Quote every line of the data below as it stands, omitting pictures.
****************
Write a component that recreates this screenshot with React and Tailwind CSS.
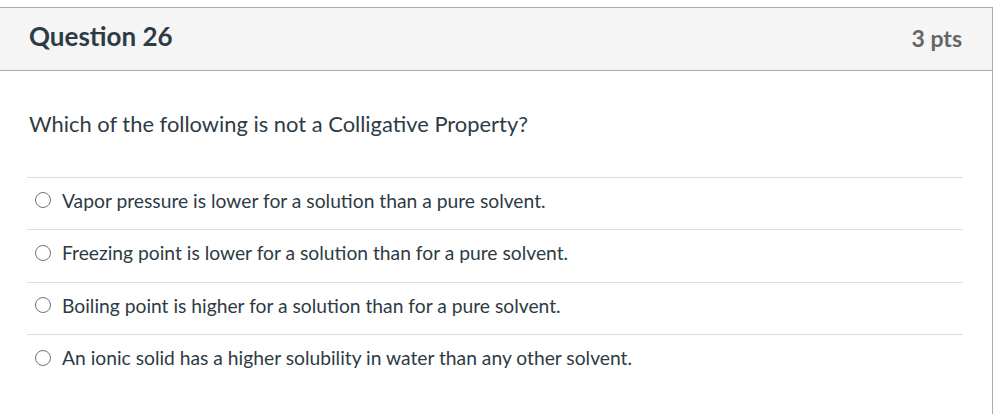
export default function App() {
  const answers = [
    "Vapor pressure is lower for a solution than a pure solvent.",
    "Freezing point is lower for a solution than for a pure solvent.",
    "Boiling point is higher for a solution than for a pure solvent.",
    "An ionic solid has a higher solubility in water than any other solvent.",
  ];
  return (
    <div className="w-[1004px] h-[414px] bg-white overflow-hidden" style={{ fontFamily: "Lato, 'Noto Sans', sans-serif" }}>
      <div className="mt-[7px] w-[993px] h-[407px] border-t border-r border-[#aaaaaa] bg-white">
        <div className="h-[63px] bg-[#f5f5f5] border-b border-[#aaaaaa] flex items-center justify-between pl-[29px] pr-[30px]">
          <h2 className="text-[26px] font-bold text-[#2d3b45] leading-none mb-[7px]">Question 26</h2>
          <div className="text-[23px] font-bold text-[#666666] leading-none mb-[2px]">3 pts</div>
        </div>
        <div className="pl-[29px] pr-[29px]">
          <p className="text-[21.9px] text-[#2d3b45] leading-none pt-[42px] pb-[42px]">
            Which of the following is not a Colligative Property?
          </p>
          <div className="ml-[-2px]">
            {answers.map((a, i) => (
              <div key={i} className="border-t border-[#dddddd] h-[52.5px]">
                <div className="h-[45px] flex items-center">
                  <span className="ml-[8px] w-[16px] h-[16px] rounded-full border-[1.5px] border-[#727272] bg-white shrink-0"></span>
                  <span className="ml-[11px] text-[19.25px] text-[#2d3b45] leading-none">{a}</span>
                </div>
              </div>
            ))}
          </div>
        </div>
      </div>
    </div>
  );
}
****************
Problem solution -
Write a component that recreates this screenshot with React and Tailwind CSS.
export default function App() {
  const answers = [
    "Vapor pressure is lower for a solution than a pure solvent.",
    "Freezing point is lower for a solution than for a pure solvent.",
    "Boiling point is higher for a solution than for a pure solvent.",
    "An ionic solid has a higher solubility in water than any other solvent.",
  ];
  return (
    <div className="w-[1004px] h-[414px] bg-white overflow-hidden" style={{ fontFamily: "Lato, 'Noto Sans', sans-serif" }}>
      <div className="mt-[7px] w-[993px] h-[407px] border-t border-r border-[#aaaaaa] bg-white">
        <div className="h-[63px] bg-[#f5f5f5] border-b border-[#aaaaaa] flex items-center justify-between pl-[29px] pr-[30px]">
          <h2 className="text-[26px] font-bold text-[#2d3b45] leading-none mb-[7px]">Question 26</h2>
          <div className="text-[23px] font-bold text-[#666666] leading-none mb-[2px]">3 pts</div>
        </div>
        <div className="pl-[29px] pr-[29px]">
          <p className="text-[21.9px] text-[#2d3b45] leading-none pt-[42px] pb-[42px]">
            Which of the following is not a Colligative Property?
          </p>
          <div className="ml-[-2px]">
            {answers.map((a, i) => (
              <div key={i} className="border-t border-[#dddddd] h-[52.5px]">
                <div className="h-[45px] flex items-center">
                  <span className="ml-[8px] w-[16px] h-[16px] rounded-full border-[1.5px] border-[#727272] bg-white shrink-0"></span>
                  <span className="ml-[11px] text-[19.25px] text-[#2d3b45] leading-none">{a}</span>
                </div>
              </div>
            ))}
          </div>
        </div>
      </div>
    </div>
  );
}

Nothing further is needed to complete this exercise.